---------- Collected data
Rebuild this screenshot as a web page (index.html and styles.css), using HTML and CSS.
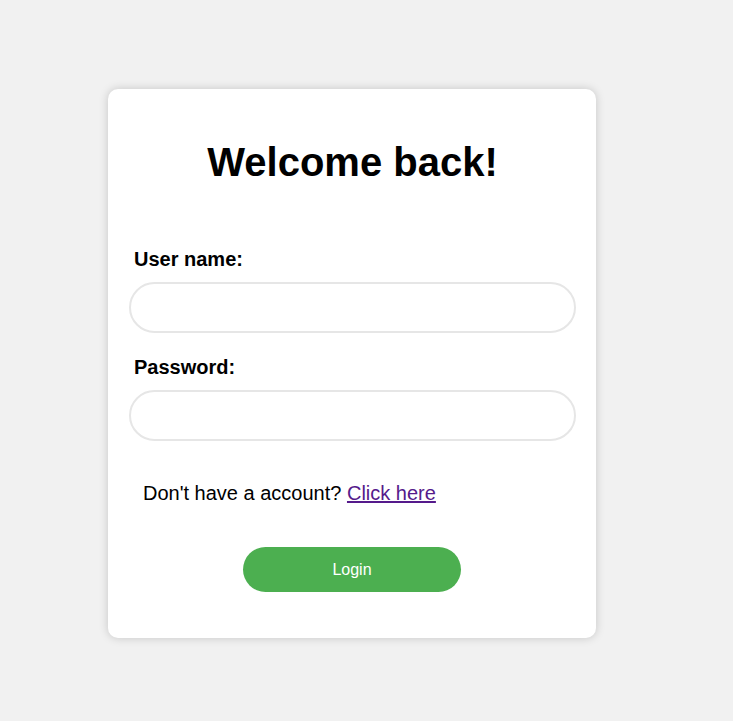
FILE: index.html
```html
<!DOCTYPE html>
<html>
<head>
<meta charset="utf-8">
<link rel="stylesheet" href="styles.css">
</head>
<body>
<div class="card">
  <h1 class="title">Welcome back!</h1>
  <form class="form">
    <label class="label">User name:</label>
    <input class="field" type="text">
    <label class="label label-next">Password:</label>
    <input class="field" type="password">
    <p class="signup">Don't have a account? <a class="link" href="#">Click here</a></p>
    <div class="actions"><button class="btn" type="button">Login</button></div>
  </form>
</div>
</body>
</html>
```
FILE: styles.css
```css
html, body { margin: 0; padding: 0; }
body {
  background: #f1f1f1;
  font-family: "Liberation Sans", Arial, sans-serif;
  width: 733px;
  height: 721px;
  overflow: hidden;
}
.card {
  box-sizing: border-box;
  margin: 89px 0 0 108px;
  width: 488px;
  height: 549px;
  background: #fff;
  border-radius: 10px;
  box-shadow: 0 0 10px rgba(0,0,0,0.18);
  padding: 50px 20px 0 21px;
}
.title {
  margin: 0;
  text-align: center;
  font-size: 40px;
  line-height: 46px;
  font-weight: bold;
  color: #000;
}
.form { display: flex; flex-direction: column; margin-top: 63px; }
.label {
  display: block;
  font-size: 20px;
  line-height: 23px;
  font-weight: bold;
  margin-left: 5px;
  color: #000;
}
.label-next { margin-top: 23px; }
.field {
  box-sizing: border-box;
  margin: 11px 0 0 0;
  width: 447px;
  height: 51px;
  border: 2px solid #e6e6e6;
  border-radius: 26px;
  background: #fff;
  outline: none;
  padding: 0 20px;
  font-family: inherit;
  font-size: 16px;
}
.signup {
  margin: 41px 0 0 14px;
  font-size: 20px;
  line-height: 23px;
  color: #000;
}
.link { color: #551a8b; text-decoration: underline; }
.actions { display: flex; justify-content: center; margin-top: 42px; padding-right: 1px; }
.btn {
  width: 218px;
  height: 45px;
  border: none;
  border-radius: 23px;
  background: #4caf50;
  color: #fff;
  font-family: inherit;
  font-size: 16px;
  cursor: pointer;
}
```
--------------------
● **Instructions for the task**: Would you set down the listing exactly, omitting pictures?

● **The output**:
Rebuild this screenshot as a web page (index.html and styles.css), using HTML and CSS.
FILE: index.html
```html
<!DOCTYPE html>
<html>
<head>
<meta charset="utf-8">
<link rel="stylesheet" href="styles.css">
</head>
<body>
<div class="card">
  <h1 class="title">Welcome back!</h1>
  <form class="form">
    <label class="label">User name:</label>
    <input class="field" type="text">
    <label class="label label-next">Password:</label>
    <input class="field" type="password">
    <p class="signup">Don't have a account? <a class="link" href="#">Click here</a></p>
    <div class="actions"><button class="btn" type="button">Login</button></div>
  </form>
</div>
</body>
</html>
```
FILE: styles.css
```css
html, body { margin: 0; padding: 0; }
body {
  background: #f1f1f1;
  font-family: "Liberation Sans", Arial, sans-serif;
  width: 733px;
  height: 721px;
  overflow: hidden;
}
.card {
  box-sizing: border-box;
  margin: 89px 0 0 108px;
  width: 488px;
  height: 549px;
  background: #fff;
  border-radius: 10px;
  box-shadow: 0 0 10px rgba(0,0,0,0.18);
  padding: 50px 20px 0 21px;
}
.title {
  margin: 0;
  text-align: center;
  font-size: 40px;
  line-height: 46px;
  font-weight: bold;
  color: #000;
}
.form { display: flex; flex-direction: column; margin-top: 63px; }
.label {
  display: block;
  font-size: 20px;
  line-height: 23px;
  font-weight: bold;
  margin-left: 5px;
  color: #000;
}
.label-next { margin-top: 23px; }
.field {
  box-sizing: border-box;
  margin: 11px 0 0 0;
  width: 447px;
  height: 51px;
  border: 2px solid #e6e6e6;
  border-radius: 26px;
  background: #fff;
  outline: none;
  padding: 0 20px;
  font-family: inherit;
  font-size: 16px;
}
.signup {
  margin: 41px 0 0 14px;
  font-size: 20px;
  line-height: 23px;
  color: #000;
}
.link { color: #551a8b; text-decoration: underline; }
.actions { display: flex; justify-content: center; margin-top: 42px; padding-right: 1px; }
.btn {
  width: 218px;
  height: 45px;
  border: none;
  border-radius: 23px;
  background: #4caf50;
  color: #fff;
  font-family: inherit;
  font-size: 16px;
  cursor: pointer;
}
```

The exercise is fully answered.